What is the primary goal of stress testing?
The primary goal of stress testing is to determine the stability, robustness, and reliability of a system under extreme load conditions. It aims to identify the system’s breaking point and how it behaves when pushed beyond its normal operational limits, revealing bottlenecks and potential failure points.
How does stress testing differ from load testing?
While often used interchangeably, load testing measures system performance under expected and slightly above-expected user loads, focusing on response times and resource utilization within normal parameters. Stress testing, however, pushes the system far beyond its anticipated capacity to find its breaking point and evaluate its recovery mechanisms.
What are common types of metrics monitored during stress testing?
Key metrics monitored during stress testing include response times for critical transactions, error rates (e.g., HTTP 5xx errors), throughput (transactions per second), server resource utilization (CPU, memory, disk I/O, network bandwidth), database performance (query times, connection pool usage), and application-specific metrics like queue lengths or thread counts.
How often should stress testing be performed?
Stress testing should be integrated into the continuous integration/continuous deployment (CI/CD) pipeline, with automated performance tests running nightly or on every significant code commit.
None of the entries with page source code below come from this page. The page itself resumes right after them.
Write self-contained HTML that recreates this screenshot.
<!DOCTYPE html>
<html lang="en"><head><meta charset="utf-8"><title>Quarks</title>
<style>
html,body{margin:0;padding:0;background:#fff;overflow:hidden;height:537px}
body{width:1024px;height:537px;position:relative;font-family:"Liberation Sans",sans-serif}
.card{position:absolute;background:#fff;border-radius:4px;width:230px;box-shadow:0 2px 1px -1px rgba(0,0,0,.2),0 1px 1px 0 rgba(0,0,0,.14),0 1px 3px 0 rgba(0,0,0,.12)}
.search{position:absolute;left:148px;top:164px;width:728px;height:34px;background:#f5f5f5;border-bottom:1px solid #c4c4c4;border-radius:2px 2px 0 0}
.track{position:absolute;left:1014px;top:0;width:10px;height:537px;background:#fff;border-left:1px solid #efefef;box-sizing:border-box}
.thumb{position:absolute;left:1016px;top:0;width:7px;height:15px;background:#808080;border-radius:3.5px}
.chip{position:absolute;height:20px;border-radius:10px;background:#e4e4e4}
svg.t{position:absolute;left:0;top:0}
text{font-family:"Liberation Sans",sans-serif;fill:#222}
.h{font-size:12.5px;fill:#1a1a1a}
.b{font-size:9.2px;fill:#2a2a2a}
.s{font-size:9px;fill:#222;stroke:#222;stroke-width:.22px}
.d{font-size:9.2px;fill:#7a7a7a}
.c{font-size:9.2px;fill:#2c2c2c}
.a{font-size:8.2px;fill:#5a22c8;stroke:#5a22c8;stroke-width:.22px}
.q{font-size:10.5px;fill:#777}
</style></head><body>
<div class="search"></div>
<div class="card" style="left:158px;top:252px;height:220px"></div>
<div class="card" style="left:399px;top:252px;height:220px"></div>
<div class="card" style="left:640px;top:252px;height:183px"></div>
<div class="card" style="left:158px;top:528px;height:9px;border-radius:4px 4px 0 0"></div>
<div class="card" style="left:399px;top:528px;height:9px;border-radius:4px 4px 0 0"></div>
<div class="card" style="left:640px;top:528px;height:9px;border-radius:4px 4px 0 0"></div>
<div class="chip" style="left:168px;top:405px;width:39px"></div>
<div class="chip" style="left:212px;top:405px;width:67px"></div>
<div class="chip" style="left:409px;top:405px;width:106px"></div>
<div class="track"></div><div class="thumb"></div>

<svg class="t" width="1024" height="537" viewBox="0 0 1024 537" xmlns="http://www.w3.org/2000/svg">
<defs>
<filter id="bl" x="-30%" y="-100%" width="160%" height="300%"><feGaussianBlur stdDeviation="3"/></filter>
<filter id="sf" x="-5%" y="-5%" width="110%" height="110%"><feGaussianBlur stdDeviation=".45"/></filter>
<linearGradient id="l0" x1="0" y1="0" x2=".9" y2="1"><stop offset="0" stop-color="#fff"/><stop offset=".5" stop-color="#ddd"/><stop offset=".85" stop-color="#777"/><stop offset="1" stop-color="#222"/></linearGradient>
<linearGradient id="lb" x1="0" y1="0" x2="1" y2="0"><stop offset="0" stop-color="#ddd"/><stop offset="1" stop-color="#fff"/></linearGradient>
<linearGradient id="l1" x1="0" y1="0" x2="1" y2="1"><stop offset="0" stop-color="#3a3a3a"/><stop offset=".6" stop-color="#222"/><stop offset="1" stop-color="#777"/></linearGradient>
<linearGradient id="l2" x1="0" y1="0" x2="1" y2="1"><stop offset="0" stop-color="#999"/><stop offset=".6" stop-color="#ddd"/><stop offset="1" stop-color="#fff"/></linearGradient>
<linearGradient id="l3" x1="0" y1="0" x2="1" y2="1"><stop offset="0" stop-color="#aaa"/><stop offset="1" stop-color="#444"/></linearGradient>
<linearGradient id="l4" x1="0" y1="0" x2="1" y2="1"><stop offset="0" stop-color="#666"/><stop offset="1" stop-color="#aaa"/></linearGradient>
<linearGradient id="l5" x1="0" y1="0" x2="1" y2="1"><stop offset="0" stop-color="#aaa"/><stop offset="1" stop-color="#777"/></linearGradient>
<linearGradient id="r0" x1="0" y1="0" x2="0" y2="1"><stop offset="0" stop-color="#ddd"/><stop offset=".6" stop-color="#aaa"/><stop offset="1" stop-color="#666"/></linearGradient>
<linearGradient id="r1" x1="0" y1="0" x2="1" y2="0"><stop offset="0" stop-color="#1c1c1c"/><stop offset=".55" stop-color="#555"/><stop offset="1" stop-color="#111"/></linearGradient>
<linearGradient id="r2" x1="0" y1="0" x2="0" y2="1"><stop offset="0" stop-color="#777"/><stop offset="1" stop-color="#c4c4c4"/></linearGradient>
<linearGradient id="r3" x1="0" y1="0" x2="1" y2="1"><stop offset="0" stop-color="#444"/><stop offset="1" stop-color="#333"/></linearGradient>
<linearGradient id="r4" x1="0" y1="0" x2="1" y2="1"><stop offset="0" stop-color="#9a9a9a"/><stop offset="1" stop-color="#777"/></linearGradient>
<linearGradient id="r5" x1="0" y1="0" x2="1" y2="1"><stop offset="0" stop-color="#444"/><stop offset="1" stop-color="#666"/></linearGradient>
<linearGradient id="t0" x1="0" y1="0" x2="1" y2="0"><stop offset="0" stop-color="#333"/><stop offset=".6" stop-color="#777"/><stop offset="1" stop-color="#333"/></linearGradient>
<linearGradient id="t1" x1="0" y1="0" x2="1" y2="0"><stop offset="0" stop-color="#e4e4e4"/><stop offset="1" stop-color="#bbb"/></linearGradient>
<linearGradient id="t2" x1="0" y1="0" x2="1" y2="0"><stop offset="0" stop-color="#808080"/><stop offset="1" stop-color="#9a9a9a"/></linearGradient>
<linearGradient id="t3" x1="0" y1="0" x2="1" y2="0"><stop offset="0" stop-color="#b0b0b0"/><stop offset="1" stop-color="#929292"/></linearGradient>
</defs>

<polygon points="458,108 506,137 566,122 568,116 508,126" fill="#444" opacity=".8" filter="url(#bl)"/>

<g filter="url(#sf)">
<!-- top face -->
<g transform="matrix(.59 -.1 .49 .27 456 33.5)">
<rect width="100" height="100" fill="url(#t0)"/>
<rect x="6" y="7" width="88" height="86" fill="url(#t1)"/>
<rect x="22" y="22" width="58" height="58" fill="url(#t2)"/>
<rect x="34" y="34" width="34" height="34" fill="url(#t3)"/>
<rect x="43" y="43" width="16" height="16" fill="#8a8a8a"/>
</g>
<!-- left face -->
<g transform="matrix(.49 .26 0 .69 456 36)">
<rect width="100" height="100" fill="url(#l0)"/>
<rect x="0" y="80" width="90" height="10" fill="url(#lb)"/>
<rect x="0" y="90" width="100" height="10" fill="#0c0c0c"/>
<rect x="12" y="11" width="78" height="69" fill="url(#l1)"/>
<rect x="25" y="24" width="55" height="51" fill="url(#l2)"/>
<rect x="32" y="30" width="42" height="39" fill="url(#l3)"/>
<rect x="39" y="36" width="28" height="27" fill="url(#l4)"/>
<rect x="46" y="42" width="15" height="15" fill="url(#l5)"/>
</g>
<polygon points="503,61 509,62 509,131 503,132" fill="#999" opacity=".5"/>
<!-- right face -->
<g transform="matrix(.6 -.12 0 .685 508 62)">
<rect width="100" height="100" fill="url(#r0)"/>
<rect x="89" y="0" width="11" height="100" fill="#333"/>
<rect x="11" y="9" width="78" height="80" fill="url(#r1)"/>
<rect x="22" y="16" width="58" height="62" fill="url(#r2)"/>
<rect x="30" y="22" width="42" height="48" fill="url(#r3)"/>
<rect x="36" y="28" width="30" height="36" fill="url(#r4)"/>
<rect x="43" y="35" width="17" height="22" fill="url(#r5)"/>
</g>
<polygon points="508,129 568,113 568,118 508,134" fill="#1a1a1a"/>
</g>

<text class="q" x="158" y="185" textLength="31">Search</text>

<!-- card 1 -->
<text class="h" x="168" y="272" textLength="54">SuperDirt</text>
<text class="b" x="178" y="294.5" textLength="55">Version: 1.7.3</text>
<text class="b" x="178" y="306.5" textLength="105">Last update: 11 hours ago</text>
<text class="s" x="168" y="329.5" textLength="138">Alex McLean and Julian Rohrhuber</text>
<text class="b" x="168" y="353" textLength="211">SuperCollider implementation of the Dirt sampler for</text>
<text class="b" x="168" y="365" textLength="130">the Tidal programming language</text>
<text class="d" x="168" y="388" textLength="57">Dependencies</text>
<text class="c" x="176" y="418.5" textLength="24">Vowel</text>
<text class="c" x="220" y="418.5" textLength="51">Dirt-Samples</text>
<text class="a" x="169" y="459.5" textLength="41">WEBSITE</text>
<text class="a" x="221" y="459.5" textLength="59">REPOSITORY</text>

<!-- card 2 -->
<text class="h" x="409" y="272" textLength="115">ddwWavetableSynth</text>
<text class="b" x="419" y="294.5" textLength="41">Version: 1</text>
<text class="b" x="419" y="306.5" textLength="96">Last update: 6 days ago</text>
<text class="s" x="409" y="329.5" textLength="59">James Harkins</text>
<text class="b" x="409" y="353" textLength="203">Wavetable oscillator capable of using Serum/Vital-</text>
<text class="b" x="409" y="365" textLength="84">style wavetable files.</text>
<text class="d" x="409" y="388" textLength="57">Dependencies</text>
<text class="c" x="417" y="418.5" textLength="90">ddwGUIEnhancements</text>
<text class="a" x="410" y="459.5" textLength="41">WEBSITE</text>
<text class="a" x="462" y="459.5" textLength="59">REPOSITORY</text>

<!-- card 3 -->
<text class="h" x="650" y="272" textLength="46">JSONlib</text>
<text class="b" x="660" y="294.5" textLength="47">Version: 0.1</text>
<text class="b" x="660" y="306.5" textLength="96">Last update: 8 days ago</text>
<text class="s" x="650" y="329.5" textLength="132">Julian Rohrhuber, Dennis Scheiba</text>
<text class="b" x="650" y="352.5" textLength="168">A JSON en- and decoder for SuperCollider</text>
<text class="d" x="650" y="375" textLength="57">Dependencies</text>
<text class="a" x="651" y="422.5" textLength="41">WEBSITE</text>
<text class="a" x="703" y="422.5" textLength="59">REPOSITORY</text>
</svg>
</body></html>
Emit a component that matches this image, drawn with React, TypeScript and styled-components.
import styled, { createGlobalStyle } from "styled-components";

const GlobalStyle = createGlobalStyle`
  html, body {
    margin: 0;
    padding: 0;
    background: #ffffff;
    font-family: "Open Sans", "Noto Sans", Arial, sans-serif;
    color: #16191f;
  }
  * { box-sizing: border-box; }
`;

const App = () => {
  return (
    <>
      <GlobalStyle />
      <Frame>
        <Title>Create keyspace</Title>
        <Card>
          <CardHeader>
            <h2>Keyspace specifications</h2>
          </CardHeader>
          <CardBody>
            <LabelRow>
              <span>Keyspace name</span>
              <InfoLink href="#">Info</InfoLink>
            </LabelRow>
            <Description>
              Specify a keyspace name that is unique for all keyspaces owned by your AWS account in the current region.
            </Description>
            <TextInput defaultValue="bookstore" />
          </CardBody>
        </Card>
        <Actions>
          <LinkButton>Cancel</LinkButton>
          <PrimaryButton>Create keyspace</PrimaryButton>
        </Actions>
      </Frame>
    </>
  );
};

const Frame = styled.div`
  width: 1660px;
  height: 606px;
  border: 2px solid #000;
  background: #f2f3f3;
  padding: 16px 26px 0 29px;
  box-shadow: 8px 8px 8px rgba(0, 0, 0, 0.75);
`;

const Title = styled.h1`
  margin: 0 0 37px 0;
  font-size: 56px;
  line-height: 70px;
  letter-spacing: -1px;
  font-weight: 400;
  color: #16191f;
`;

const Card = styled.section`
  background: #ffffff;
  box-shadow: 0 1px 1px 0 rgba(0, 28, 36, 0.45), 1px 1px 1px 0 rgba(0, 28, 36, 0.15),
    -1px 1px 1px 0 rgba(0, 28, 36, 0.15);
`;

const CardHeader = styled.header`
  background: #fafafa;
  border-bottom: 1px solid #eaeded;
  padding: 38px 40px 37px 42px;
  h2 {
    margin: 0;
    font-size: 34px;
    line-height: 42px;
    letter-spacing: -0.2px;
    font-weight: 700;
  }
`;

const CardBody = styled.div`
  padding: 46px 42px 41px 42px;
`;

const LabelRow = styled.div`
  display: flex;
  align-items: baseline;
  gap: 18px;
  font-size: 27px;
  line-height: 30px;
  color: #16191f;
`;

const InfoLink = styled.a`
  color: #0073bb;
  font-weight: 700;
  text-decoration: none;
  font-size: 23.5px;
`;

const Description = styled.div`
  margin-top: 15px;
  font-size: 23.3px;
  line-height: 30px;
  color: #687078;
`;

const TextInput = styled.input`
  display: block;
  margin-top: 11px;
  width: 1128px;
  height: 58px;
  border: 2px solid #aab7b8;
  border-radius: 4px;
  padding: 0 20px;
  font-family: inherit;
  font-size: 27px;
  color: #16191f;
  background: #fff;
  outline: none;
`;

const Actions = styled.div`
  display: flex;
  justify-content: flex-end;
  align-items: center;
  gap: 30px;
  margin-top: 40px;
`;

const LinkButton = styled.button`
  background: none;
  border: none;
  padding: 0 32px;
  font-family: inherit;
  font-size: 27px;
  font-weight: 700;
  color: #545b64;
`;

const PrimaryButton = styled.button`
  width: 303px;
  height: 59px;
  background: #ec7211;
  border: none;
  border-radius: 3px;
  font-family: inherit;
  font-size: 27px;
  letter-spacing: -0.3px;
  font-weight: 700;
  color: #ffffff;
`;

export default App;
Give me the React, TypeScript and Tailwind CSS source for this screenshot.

Full-scale, comprehensive stress tests should be conducted before major releases, high-traffic events (like holiday sales), or after significant architectural changes to ensure ongoing system stability.
Can stress testing help with security vulnerabilities?
While primarily focused on performance and stability, stress testing can indirectly expose certain security vulnerabilities. For example, a system that crashes or behaves unpredictably under high load might be susceptible to denial-of-service (DoS) attacks. However, dedicated security testing (like penetration testing) is required to specifically identify and address security flaws.